Minha situação se encaixa em um dos itens descritos no artigo 483 da CLT. O que eu faço?
Caso o empregado esteja vivenciando uma das situações previstas no art. 483 da CLT, recomenda-se, inicialmente, um solução amigável com o empregador, em especial com o departamento de Recursos Humanos, expondo os fatos na tentativa de solucionar o conflito sem envolver o judiciário.
“Caso não seja possível a solução amigável, recomenda-se que o empregado procure um advogado trabalhista e informe os fatos e possíveis provas do ocorrido, para que se analise a viabilidade de notificar o empregador extrajudicialmente ou, ainda, ingressar com uma reclamação trabalhista”.
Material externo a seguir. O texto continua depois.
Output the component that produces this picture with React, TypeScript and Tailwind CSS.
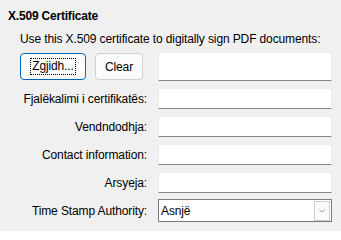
import { ChevronDown } from 'lucide-react'

const FIELDS = ['Fjalëkalimi i certifikatës:', 'Vendndodhja:', 'Contact information:', 'Arsyeja:']

function TextField() {
  return <div className="h-[21px] w-[174px] border border-[#ececec] border-b-[#868686] bg-white" />
}

export default function App() {
  return (
    <div
      className="h-[231px] w-[341px] whitespace-nowrap bg-[#f0f0f0] px-2 pt-[8px] text-[12px] leading-[16px] tracking-[-0.12px] text-black"
      style={{ fontFamily: '"Liberation Sans", Arial, sans-serif' }}
    >
      <div className="font-bold tracking-[-0.2px]">X.509 Certificate</div>
      <div className="pl-3">
        <div className="mt-[7px]">Use this X.509 certificate to digitally sign PDF documents:</div>

        {/* buttons + certificate name */}
        <div className="mt-[5px] flex items-center">
          <div className="flex w-[138px] gap-[9px]">
            <button className="flex h-[27px] w-[66px] items-center justify-center rounded-[4px] border border-[#0067c0] bg-[#fdfdfd]">
              <span className="px-[1px] leading-[15px] outline-1 outline-dotted outline-black">Zgjidh...</span>
            </button>
            <button className="h-[27px] w-[48px] rounded-[4px] border border-[#d0d0d0] bg-[#fbfbfb]">Clear</button>
          </div>
          <div className="h-[29px] w-[174px] border border-[#ececec] border-b-[#868686] bg-white" />
        </div>

        <div className="mt-[7px] flex flex-col gap-[7px]">
          {FIELDS.map((label) => (
            <div key={label} className="flex items-center">
              <span className="w-[128px] pr-[1px] text-right">{label}</span>
              <div className="ml-[10px]">
                <TextField />
              </div>
            </div>
          ))}
          <div className="-mt-[1px] flex items-center">
            <span className="w-[128px] pr-[1px] text-right">Time Stamp Authority:</span>
            <div className="ml-[10px] flex h-[23px] w-[174px] items-center border border-[#7a7a7a] bg-white pl-[2px] pr-[1px]">
              <span className="flex-1">Asnjë</span>
              <div className="flex h-[20px] w-[16px] items-center justify-center border border-[#cccccc] bg-[#fafafa]">
                <ChevronDown className="h-[10px] w-[10px] text-[#606060]" strokeWidth={1.5} />
              </div>
            </div>
          </div>
        </div>
      </div>
    </div>
  )
}
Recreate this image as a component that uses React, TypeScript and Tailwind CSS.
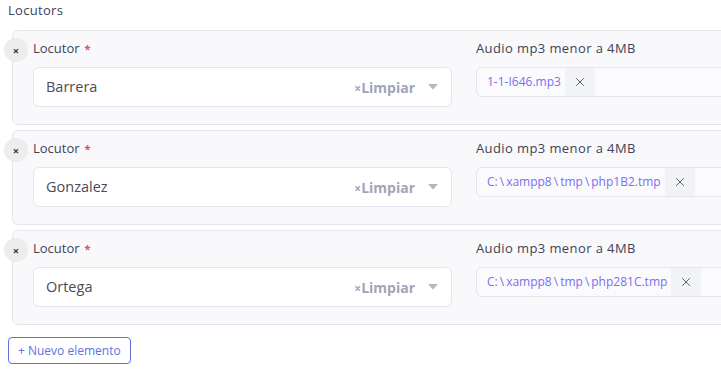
import React from 'react';

const rows = [
  { name: 'Barrera', file: '1-1-I646.mp3' },
  { name: 'Gonzalez', file: 'C:\\xampp8\\tmp\\php1B2.tmp' },
  { name: 'Ortega', file: 'C:\\xampp8\\tmp\\php281C.tmp' },
];

function FileName({ file }: { file: string }) {
  const parts = file.split('\\');
  return (
    <>
      {parts.map((p, i) => (
        <React.Fragment key={i}>
          {i > 0 && <span className="px-[2px]">\</span>}
          {p}
        </React.Fragment>
      ))}
    </>
  );
}

function Row({ name, file }: { name: string; file: string }) {
  return (
    <div className="relative ml-1 w-[904px] rounded-md border border-[#e4e6ef] bg-[#f9f9fc] px-5 pt-[8px] pb-[17px]">
      {/* Remove button */}
      <button className="absolute -left-[9px] top-[7px] flex h-6 w-6 items-center justify-center rounded-full bg-[#ededed] text-[11px] font-bold leading-none text-[#333]">
        ×
      </button>

      <div className="flex gap-6">
        <div className="w-[419px]">
          <div className="flex h-5 items-center text-[13px] font-medium text-[#3f4254]">
            Locutor<span className="ml-[5px] text-[11px] font-bold text-[#f1416c]">*</span>
          </div>
          <div className="mt-2 flex h-10 items-center rounded-md border border-[#e4e6ef] bg-white pl-[12px] pr-[13px]">
            <span className="flex-1 text-[14.5px] text-[#4b4b55]">{name}</span>
            <span className="text-[14px] font-bold text-[#a1a5b7]">
              <span className="text-[12px]">×</span>Limpiar
            </span>
            <svg className="ml-[13px]" width="10" height="6" viewBox="0 0 10 6">
              <path d="M0 0h10L5 5.5z" fill="#b5b5c3" />
            </svg>
          </div>
        </div>

        <div className="w-[419px]">
          <div className="flex h-5 items-center text-[13px] font-medium tracking-[0.4px] text-[#3f4254]">
            Audio mp3 menor a 4MB
          </div>
          <div className="mt-2 flex h-[30px] items-stretch overflow-hidden rounded-md border border-[#e4e6ef] bg-[#fbfbfe]">
            <span className="flex items-center pl-[10px] pr-[4px] text-[12px] text-[#7a6ff0]">
              <FileName file={file} />
            </span>
            <span className="flex w-[30px] items-center justify-center bg-[#f1f3f7]">
              <svg width="8" height="8" viewBox="0 0 8 8">
                <path d="M0.5 0.5l7 7M7.5 0.5l-7 7" stroke="#5e6278" strokeWidth="1" strokeLinecap="round" />
              </svg>
            </span>
          </div>
        </div>
      </div>
    </div>
  );
}

export default function App() {
  return (
    <div
      className="h-[387px] w-[721px] overflow-hidden bg-white px-2 pt-[1px]"
      style={{ fontFamily: '"Open Sans", "Noto Sans", sans-serif' }}
    >
      <div className="flex h-5 items-center text-[13px] font-medium tracking-[0.3px] text-[#3f4254]">Locutors</div>
      <div className="mt-[9px] flex flex-col gap-[5px]">
        {rows.map((r) => (
          <Row key={r.name} {...r} />
        ))}
      </div>
      <button className="mt-[12px] flex h-[27px] items-center rounded-[4px] border border-[#5d6fe0] px-[9px] text-[12px] text-[#6172e3]">
        + Nuevo elemento
      </button>
    </div>
  );
}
“Nesse caso, é necessário ajuizar uma ação e submeter-se a um processo com todas as suas etapas e recursos para ver confirmada, ou não, pelo judiciário, a falta cometida pelo empregador, e mais do que isso, a gravidade suficiente para declarar insustentável a relação de emprego, e assim determinar a rescisão indireta do contrato”, explica Borges.
“Todos esses elementos precisam ser devidamente comprovados para que haja a obrigação de indenizar”, esclarecem os advogados.